Exercise description: The line containing "import React from" marks the end: extract everything from the first line of the data through that line, exactly, with no pictures.

>> Start

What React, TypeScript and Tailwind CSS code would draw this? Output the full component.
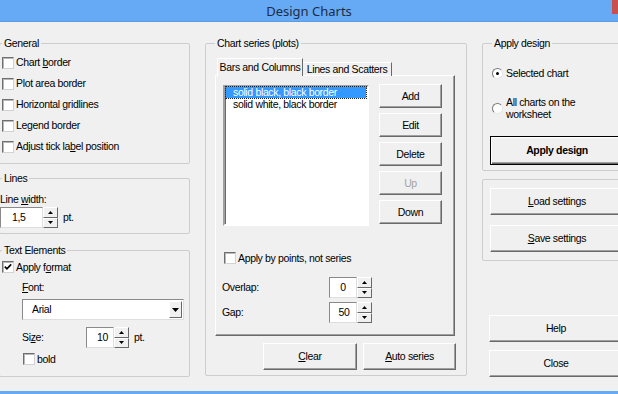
import React from "react";

const Check = ({ checked = false }: { checked?: boolean }) => (
  <span className="relative inline-block w-[12px] h-[12px] shrink-0 bg-white border border-t-[#6f6f6f] border-l-[#6f6f6f] border-r-[#d2d2d2] border-b-[#d2d2d2] shadow-[inset_1px_1px_0_#b8b8b8]">
    {checked && (
      <svg viewBox="0 0 10 10" className="absolute left-0 top-0 w-[10px] h-[10px]">
        <path d="M1.8 4.6 L3.9 6.8 L8.2 2.4" stroke="#000" strokeWidth="1.7" fill="none" />
      </svg>
    )}
  </span>
);

const Radio = ({ checked = false }: { checked?: boolean }) => (
  <span className="relative inline-block w-[11px] h-[11px] shrink-0 rounded-full bg-white border border-t-[#7a7a7a] border-l-[#7a7a7a] border-r-[#e6e6e6] border-b-[#e6e6e6]">
    {checked && <span className="absolute left-[3px] top-[3px] w-[3px] h-[3px] rounded-full bg-black" />}
  </span>
);

const Btn = ({
  children,
  className = "",
  disabled = false,
}: {
  children: React.ReactNode;
  className?: string;
  disabled?: boolean;
}) => (
  <div
    className={`flex items-center justify-center bg-[#f0f0f0] border border-t-white border-l-white border-r-[#696969] border-b-[#696969] shadow-[inset_-1px_-1px_0_#a0a0a0] ${
      disabled ? "text-[#a3a3a3]" : "text-black"
    } ${className}`}
  >
    {children}
  </div>
);

const Spin = () => (
  <div className="flex flex-col w-[15px] h-[21px] shrink-0">
    <div className="flex-1 flex items-center justify-center bg-[#f0f0f0] border border-t-white border-l-white border-r-[#696969] border-b-[#696969]">
      <svg width="5" height="3" viewBox="0 0 5 3">
        <path d="M0 3 L2.5 0 L5 3Z" fill="#000" />
      </svg>
    </div>
    <div className="flex-1 flex items-center justify-center bg-[#f0f0f0] border border-t-white border-l-white border-r-[#696969] border-b-[#696969]">
      <svg width="5" height="3" viewBox="0 0 5 3">
        <path d="M0 0 L5 0 L2.5 3Z" fill="#000" />
      </svg>
    </div>
  </div>
);

const Box = ({ children, className = "" }: { children: React.ReactNode; className?: string }) => (
  <div
    className={`h-[21px] shrink-0 bg-white border border-t-[#8a8a8a] border-l-[#8a8a8a] border-r-[#dedede] border-b-[#dedede] flex items-center ${className}`}
  >
    {children}
  </div>
);

const CheckRow = ({ children, checked = false }: { children: React.ReactNode; checked?: boolean }) => (
  <div className="h-[21px] flex items-center gap-[2px]">
    <Check checked={checked} />
    <span>{children}</span>
  </div>
);

export default function App() {
  return (
    <div className="w-[618px] h-[394px] overflow-hidden bg-[#f0f0f0] flex flex-col font-['Liberation_Sans',Arial,sans-serif] text-[10.5px] leading-[13px] tracking-[-0.35px] text-black">
      {/* Title bar */}
      <div className="relative h-[22px] shrink-0 bg-[#66a9f4] border-b border-[#5e9be0] flex items-center justify-center">
        <span className="font-['Noto_Sans',sans-serif] text-[13px] leading-[18px] text-[#1d2d43] tracking-normal">
          Design Charts
        </span>
        <div className="absolute right-0 top-0 w-[6px] h-[14px] bg-[#c9504d]" />
      </div>

      {/* Body */}
      <div className="flex-1 flex items-start">
        {/* Left column */}
        <div className="ml-[-1px] w-[191px] shrink-0 flex flex-col">
          <fieldset className="mt-[15px] h-[127px] border border-[#cdcdcd] rounded-[2px]">
            <legend className="ml-[2px] px-[2px]">General</legend>
            <div className="pt-[2px] pl-[2px] flex flex-col">
              <CheckRow>
                Chart <u>b</u>order
              </CheckRow>
              <CheckRow>Plot area border</CheckRow>
              <CheckRow>
                Horizontal <u>g</u>ridlines
              </CheckRow>
              <CheckRow>
                Le<u>g</u>end border
              </CheckRow>
              <CheckRow>
                Adjust tick la<u>b</u>el position
              </CheckRow>
            </div>
          </fieldset>

          <fieldset className="mt-[8px] h-[62px] border border-[#cdcdcd] rounded-[2px]">
            <legend className="ml-[2px] px-[2px]">Lines</legend>
            <div className="mt-[8px]">
              Line <u>w</u>idth:
            </div>
            <div className="mt-[1px] flex items-center">
              <Box className="w-[43px] pl-[11px]">1,5</Box>
              <Spin />
              <span className="ml-[5px]">pt.</span>
            </div>
          </fieldset>

          <fieldset className="mt-[10px] h-[133px] border border-[#cdcdcd] rounded-[2px]">
            <legend className="ml-[2px] px-[2px]">Text Elements</legend>
            <div className="pl-[2px] h-[20px] flex items-center gap-[2px]">
              <Check checked />
              <span>
                Apply f<u>o</u>rmat
              </span>
            </div>
            <div className="mt-[4px] pl-[22px]">
              <u>F</u>ont:
            </div>
            <div className="mt-[5px] ml-[22px] w-[162px] h-[21px] bg-white border border-t-[#8a8a8a] border-l-[#8a8a8a] border-r-[#dedede] border-b-[#dedede] flex items-center justify-between">
              <span className="pl-[9px]">Arial</span>
              <div className="mr-[1px] w-[13px] h-[17px] flex items-center justify-center bg-[#f0f0f0] border border-t-white border-l-white border-r-[#696969] border-b-[#696969]">
                <svg width="7" height="4" viewBox="0 0 7 4">
                  <path d="M0 0 L7 0 L3.5 4Z" fill="#000" />
                </svg>
              </div>
            </div>
            <div className="mt-[7px] h-[21px] pl-[22px] flex items-center">
              <span className="w-[64px]">
                Si<u>z</u>e:
              </span>
              <Box className="w-[28px] justify-end pr-[5px]">10</Box>
              <Spin />
              <span className="ml-[5px]">pt.</span>
            </div>
            <div className="mt-[1px] h-[20px] pl-[23px] flex items-center gap-[2px]">
              <Check />
              <span>bold</span>
            </div>
          </fieldset>
        </div>

        {/* Middle column */}
        <fieldset className="ml-[15px] mt-[15px] w-[262px] h-[339px] shrink-0 border border-[#cdcdcd] rounded-[2px]">
          <legend className="ml-[9px] px-[2px]">Chart series (plots)</legend>
          <div className="mt-[8px] ml-[11px] h-[18px] flex items-end">
            <div className="relative z-10 w-[86px] h-[18px] bg-[#f0f0f0] border-t border-l border-r border-t-white border-l-white border-r-[#696969] flex items-center justify-center">
              Bars and Columns
            </div>
            <div className="w-[89px] h-[14px] border-t border-r border-t-white border-r-[#696969] flex items-center justify-center">
              Lines and Scatters
            </div>
          </div>
          <div className="mt-[-1px] ml-[9px] w-[240px] h-[261px] border border-t-white border-l-white border-r-[#696969] border-b-[#696969] shadow-[inset_-1px_-1px_0_#a0a0a0]">
            <div className="mt-[9px] ml-[7px] flex items-start">
              <div className="w-[146px] h-[141px] bg-white border-2 border-t-[#a0a0a0] border-l-[#a0a0a0] border-r-white border-b-white shadow-[inset_1px_1px_0_#696969]">
                <div className="pl-[1px] pr-[1px]">
                  <div className="h-[11px] leading-[11px] pl-[7px] bg-[#3399ff] text-white outline outline-1 outline-dotted outline-[#222]">
                    solid black, black border
                  </div>
                  <div className="h-[11px] leading-[11px] mt-[1px] pl-[7px]">solid white, black border</div>
                </div>
              </div>
              <div className="ml-[10px] mt-[-1px] flex flex-col gap-[5px] w-[63px]">
                <Btn className="h-[24px]">Add</Btn>
                <Btn className="h-[24px]">Edit</Btn>
                <Btn className="h-[24px]">Delete</Btn>
                <Btn className="h-[24px]" disabled>
                  Up
                </Btn>
                <Btn className="h-[24px]">Down</Btn>
              </div>
            </div>
            <div className="mt-[22px] h-[20px] pl-[8px] flex items-center gap-[2px]">
              <Check />
              <span>Apply by points, not series</span>
            </div>
            <div className="mt-[9px] h-[21px] pl-[6px] flex items-center">
              <span className="w-[107px]">Overlap:</span>
              <Box className="w-[28px] justify-center">0</Box>
              <Spin />
            </div>
            <div className="mt-[4px] h-[21px] pl-[6px] flex items-center">
              <span className="w-[107px]">Gap:</span>
              <Box className="w-[28px] justify-center pl-[2px]">50</Box>
              <Spin />
            </div>
          </div>
          <div className="mt-[7px] ml-[57px] flex gap-[6px]">
            <Btn className="w-[94px] h-[27px]">
              <span>
                <u>C</u>lear
              </span>
            </Btn>
            <Btn className="w-[93px] h-[27px]">
              <span>
                <u>A</u>uto series
              </span>
            </Btn>
          </div>
        </fieldset>

        {/* Right column */}
        <div className="ml-[15px] w-[150px] shrink-0 flex flex-col">
          <fieldset className="mt-[15px] h-[134px] border border-[#cdcdcd] rounded-[2px]">
            <legend className="ml-[9px] px-[2px]">Apply design</legend>
            <div className="mt-[13px] h-[20px] pl-[9px] flex items-center gap-[3px]">
              <Radio checked />
              <span>Selected chart</span>
            </div>
            <div className="mt-[14px] pl-[9px] flex items-center gap-[3px]">
              <Radio />
              <span className="leading-[11.5px]">
                All charts on the
                <br />
                worksheet
              </span>
            </div>
            <div className="mt-[16px] mx-[7px] h-[29px] flex items-center justify-center font-bold bg-[#f0f0f0] border border-black shadow-[inset_1px_1px_0_#fff,inset_-1px_-1px_0_#696969,inset_-2px_-2px_0_#a0a0a0]">
              Apply design
            </div>
          </fieldset>
          <fieldset className="mt-[8px] h-[82px] border border-[#cdcdcd] rounded-[2px]">
            <Btn className="mt-[8px] mx-[7px] h-[27px]">
              <span>
                <u>L</u>oad settings
              </span>
            </Btn>
            <Btn className="mt-[10px] mx-[7px] h-[27px]">
              <span>
                <u>S</u>ave settings
              </span>
            </Btn>
          </fieldset>
          <Btn className="mt-[54px] ml-[7px] w-[134px] h-[27px]">Help</Btn>
          <Btn className="mt-[8px] ml-[7px] w-[134px] h-[27px]">Close</Btn>
        </div>
      </div>

      {/* Bottom frame */}
      <div className="h-[3px] shrink-0 bg-[#66a9f4]" />
    </div>
  );
}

>> End

Output for this task:
What React, TypeScript and Tailwind CSS code would draw this? Output the full component.
import React from "react";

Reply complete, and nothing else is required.